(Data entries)
....................
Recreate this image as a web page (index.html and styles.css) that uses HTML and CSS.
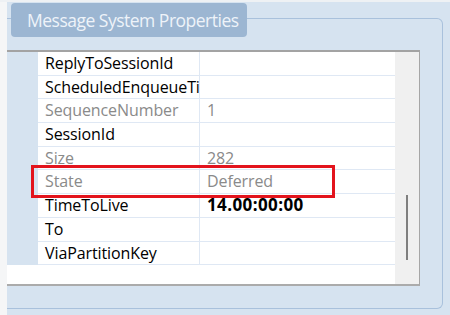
FILE: index.html
```html
<!DOCTYPE html>
<html lang="en">
<head>
  <meta charset="UTF-8">
  <title>Message System Properties</title>
  <link rel="stylesheet" href="styles.css">
</head>
<body>
  <div class="window">
    <div class="edge"></div>
    <div class="group">
      <div class="tab">Message System Properties</div>
      <div class="grid">
        <div class="rows">
          <div class="row"><span class="gutter"></span><span class="name">ReplyToSessionId</span><span class="value"></span></div>
          <div class="row"><span class="gutter"></span><span class="name">ScheduledEnqueueTimeUtc</span><span class="value"></span></div>
          <div class="row dim"><span class="gutter"></span><span class="name">SequenceNumber</span><span class="value">1</span></div>
          <div class="row"><span class="gutter"></span><span class="name">SessionId</span><span class="value"></span></div>
          <div class="row dim"><span class="gutter"></span><span class="name">Size</span><span class="value">282</span></div>
          <div class="row dim"><span class="gutter"></span><span class="name">State</span><span class="value">Deferred</span></div>
          <div class="row"><span class="gutter"></span><span class="name">TimeToLive</span><span class="value bold">14.00:00:00</span></div>
          <div class="row"><span class="gutter"></span><span class="name">To</span><span class="value"></span></div>
          <div class="row"><span class="gutter"></span><span class="name">ViaPartitionKey</span><span class="value"></span></div>
        </div>
        <div class="scrollbar"><div class="thumb"></div></div>
      </div>
    </div>
    <!-- annotation box around the State row -->
    <div class="highlight"></div>
  </div>
</body>
</html>
```

FILE: styles.css
```css
* {
  box-sizing: border-box;
}

body {
  margin: 0;
  font-family: "Open Sans", "Liberation Sans", sans-serif;
}

.window {
  position: relative;
  display: flex;
  width: 450px;
  height: 315px;
  background-color: #d6e3f0;
  border-top: 2px solid #eef1f4;
  overflow: hidden;
}

.edge {
  flex: none;
  width: 7px;
  background-color: #f5f6f7;
}

.group {
  flex: 1;
  margin: 16px 7px 6px 0;
  border: 1px solid #a9c1dc;
  border-left: none;
  border-radius: 0 6px 6px 0;
}

.tab {
  width: 236px;
  height: 34px;
  margin: -16px 0 0 4px;
  padding-left: 16px;
  line-height: 34px;
  font-size: 17.5px;
  letter-spacing: -0.5px;
  white-space: nowrap;
  overflow: hidden;
  color: #eef3f9;
  background-color: #9cb6d2;
  border-radius: 4px;
}

.grid {
  display: flex;
  width: 413px;
  height: 236px;
  margin-top: 13px;
  border-top: 2px solid #a3a3a3;
  border-right: 1px solid #a6a6a6;
  border-bottom: 2px solid #ababab;
}

.rows {
  flex: 1;
  background-color: #fff;
}

.row {
  display: grid;
  grid-template-columns: 31px 162px 1fr;
  height: 23.7px;
  font-size: 16px;
  letter-spacing: -0.1px;
  color: #000;
}

.gutter {
  background-color: #d6e3f0;
}

.name,
.value {
  padding-left: 7px;
  line-height: 22.7px;
  white-space: nowrap;
  overflow: hidden;
  border-bottom: 1px solid #dfe8f4;
}

.name {
  border-right: 1px solid #dfe8f4;
}

.dim {
  color: #8a8a8a;
}

.bold {
  font-weight: bold;
  font-size: 17px;
  letter-spacing: 0.4px;
  color: #000;
}

.scrollbar {
  flex: none;
  width: 24px;
  padding-top: 143px;
  background-color: #f0f0f0;
}

.thumb {
  width: 2px;
  height: 65px;
  margin-left: 11px;
  background-color: #7f7f7f;
}

.highlight {
  position: absolute;
  left: 31px;
  top: 163px;
  width: 304px;
  height: 33px;
  border: 3px solid #e3141d;
}
```
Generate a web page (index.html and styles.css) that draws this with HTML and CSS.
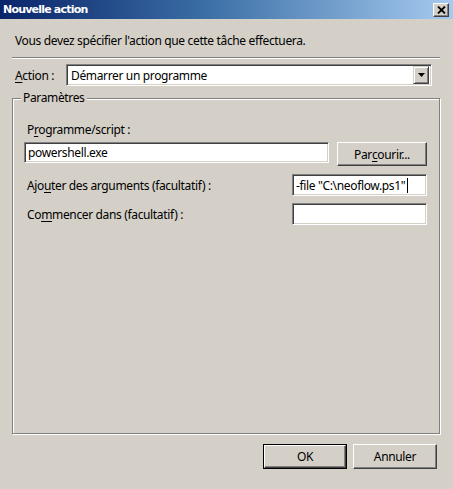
FILE: index.html
```html
<!DOCTYPE html>
<html lang="fr">
<head>
<meta charset="utf-8">
<title>Nouvelle action</title>
<link rel="stylesheet" href="styles.css">
</head>
<body>
<div class="dialog">
  <div class="titlebar">
    <span class="title">Nouvelle action</span>
    <span class="close">
      <svg width="9" height="8" viewBox="0 0 9 8"><path d="M1 0.5 L8 7.5 M8 0.5 L1 7.5" stroke="#000" stroke-width="1.8" fill="none"/></svg>
    </span>
  </div>
  <div class="body">
    <p class="intro">Vous devez spécifier l'action que cette tâche effectuera.</p>
    <div class="sep"></div>
    <div class="action-row">
      <span class="label"><u>A</u>ction :</span>
      <div class="select">
        <span class="select-text">Démarrer un programme</span>
        <span class="drop">
          <svg width="7" height="4" viewBox="0 0 7 4"><path d="M0 0 H7 L3.5 4 Z" fill="#000"/></svg>
        </span>
      </div>
    </div>
    <div class="group">
      <span class="legend">Paramètres</span>
      <div class="label prog-label">P<u>r</u>ogramme/script :</div>
      <div class="prog-row">
        <div class="field wide">powershell.exe</div>
        <div class="btn browse">Par<u>c</u>ourir...</div>
      </div>
      <div class="arg-row">
        <span class="label">Ajo<u>u</u>ter des arguments (facultatif) :</span>
        <div class="field small">-file "C:\neoflow.ps1"<span class="caret"></span></div>
      </div>
      <div class="arg-row">
        <span class="label">Co<u>m</u>mencer dans (facultatif) :</span>
        <div class="field small"></div>
      </div>
    </div>
    <div class="footer">
      <div class="btn default"><span class="btn-inner">OK</span></div>
      <div class="btn">Annuler</div>
    </div>
  </div>
</div>
</body>
</html>
```

FILE: styles.css
```css
html, body {
  margin: 0;
  padding: 0;
}
body {
  width: 453px;
  height: 489px;
  background: #d4d0c8;
  font-family: "Noto Sans", "Open Sans", sans-serif;
  font-size: 12px;
  letter-spacing: -0.35px;
  color: #000;
  overflow: hidden;
}
.dialog {
  width: 453px;
  height: 489px;
  display: flex;
  flex-direction: column;
}
.titlebar {
  height: 19px;
  background: linear-gradient(to right, #0a246a 0%, #3a6ea5 45%, #a6caf0 100%);
  display: flex;
  align-items: center;
  justify-content: space-between;
  padding: 0 4px 0 3px;
}
.title {
  color: #fff;
  font-family: "DejaVu Sans", sans-serif;
  font-weight: bold;
  font-size: 11px;
  letter-spacing: -0.8px;
}
.close {
  width: 14px;
  height: 12px;
  background: #d4d0c8;
  border-top: 1px solid #fff;
  border-left: 1px solid #fff;
  border-right: 1px solid #404040;
  border-bottom: 1px solid #404040;
  box-shadow: inset -1px -1px 0 #808080;
  display: flex;
  align-items: center;
  justify-content: center;
  margin-top: 1px;
}
.body {
  padding: 0 13px 0 12px;
  display: flex;
  flex-direction: column;
}
.intro {
  margin: 14px 0 0 3px;
  line-height: 16px;
  height: 16px;
}
.sep {
  margin-top: 8px;
  border-top: 1px solid #808080;
  border-bottom: 1px solid #fff;
  height: 0;
}
.action-row {
  margin-top: 5px;
  display: flex;
  align-items: center;
  height: 22px;
}
.action-row .label {
  width: 51px;
  padding-left: 3px;
}
.select {
  width: 366px;
  height: 22px;
  box-sizing: border-box;
  background: #fff;
  border-top: 1px solid #808080;
  border-left: 1px solid #808080;
  border-right: 1px solid #fff;
  border-bottom: 1px solid #fff;
  box-shadow: inset 1px 1px 0 #404040, inset -1px -1px 0 #d4d0c8;
  display: flex;
  align-items: center;
  justify-content: space-between;
  padding: 2px;
}
.select-text {
  padding-left: 2px;
}
.drop {
  width: 16px;
  height: 18px;
  box-sizing: border-box;
  background: #d4d0c8;
  border-top: 1px solid #d4d0c8;
  border-left: 1px solid #d4d0c8;
  border-right: 1px solid #404040;
  border-bottom: 1px solid #404040;
  box-shadow: inset 1px 1px 0 #fff, inset -1px -1px 0 #808080;
  display: flex;
  align-items: center;
  justify-content: center;
}
.group {
  position: relative;
  margin-top: 12px;
  height: 336px;
  box-sizing: border-box;
  border: 1px solid #808080;
  box-shadow: inset 1px 1px 0 #fff, 1px 1px 0 #fff;
  padding: 23px 12px 0 11px;
  display: flex;
  flex-direction: column;
}
.legend {
  position: absolute;
  left: 8px;
  top: -9px;
  padding: 0 2px;
  background: #d4d0c8;
  line-height: 16px;
}
.prog-label {
  padding-left: 3px;
  line-height: 16px;
}
.prog-row {
  margin-top: 4px;
  display: flex;
  align-items: flex-start;
  justify-content: space-between;
}
.field {
  height: 22px;
  box-sizing: border-box;
  background: #fff;
  border-top: 1px solid #808080;
  border-left: 1px solid #808080;
  border-right: 1px solid #fff;
  border-bottom: 1px solid #fff;
  box-shadow: inset 1px 1px 0 #404040, inset -1px -1px 0 #d4d0c8;
  padding: 0 3px;
  display: flex;
  align-items: center;
  white-space: nowrap;
}
.wide {
  width: 305px;
  height: 21px;
}
.small {
  width: 135px;
}
.caret {
  display: inline-block;
  width: 1px;
  height: 15px;
  background: #000;
  margin-left: 2px;
}
.btn {
  box-sizing: border-box;
  width: 84px;
  height: 25px;
  background: #d4d0c8;
  border-top: 1px solid #fff;
  border-left: 1px solid #fff;
  border-right: 1px solid #404040;
  border-bottom: 1px solid #404040;
  box-shadow: inset -1px -1px 0 #808080;
  display: flex;
  align-items: center;
  justify-content: center;
}
.browse {
  width: 90px;
  height: 24px;
}
.arg-row {
  margin-top: 8px;
  display: flex;
  align-items: center;
  justify-content: space-between;
  padding-left: 3px;
}
.arg-row + .arg-row {
  margin-top: 7px;
}
.footer {
  margin-top: 10px;
  display: flex;
  justify-content: flex-end;
  gap: 6px;
  padding-right: 3px;
}
.btn.default {
  border: 1px solid #000;
  box-shadow: none;
  padding: 0;
}
.btn-inner {
  box-sizing: border-box;
  width: 100%;
  height: 100%;
  border-top: 1px solid #fff;
  border-left: 1px solid #fff;
  border-right: 1px solid #404040;
  border-bottom: 1px solid #404040;
  box-shadow: inset -1px -1px 0 #808080;
  display: flex;
  align-items: center;
  justify-content: center;
}
u {
  text-decoration: underline;
  text-underline-offset: 2px;
}
```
....................
Show all lines from the listing above in which "styles" appears.

Recreate this image as a web page (index.html and styles.css) that uses HTML and CSS.
  <link rel="stylesheet" href="styles.css">
FILE: styles.css
Generate a web page (index.html and styles.css) that draws this with HTML and CSS.
<link rel="stylesheet" href="styles.css">
FILE: styles.css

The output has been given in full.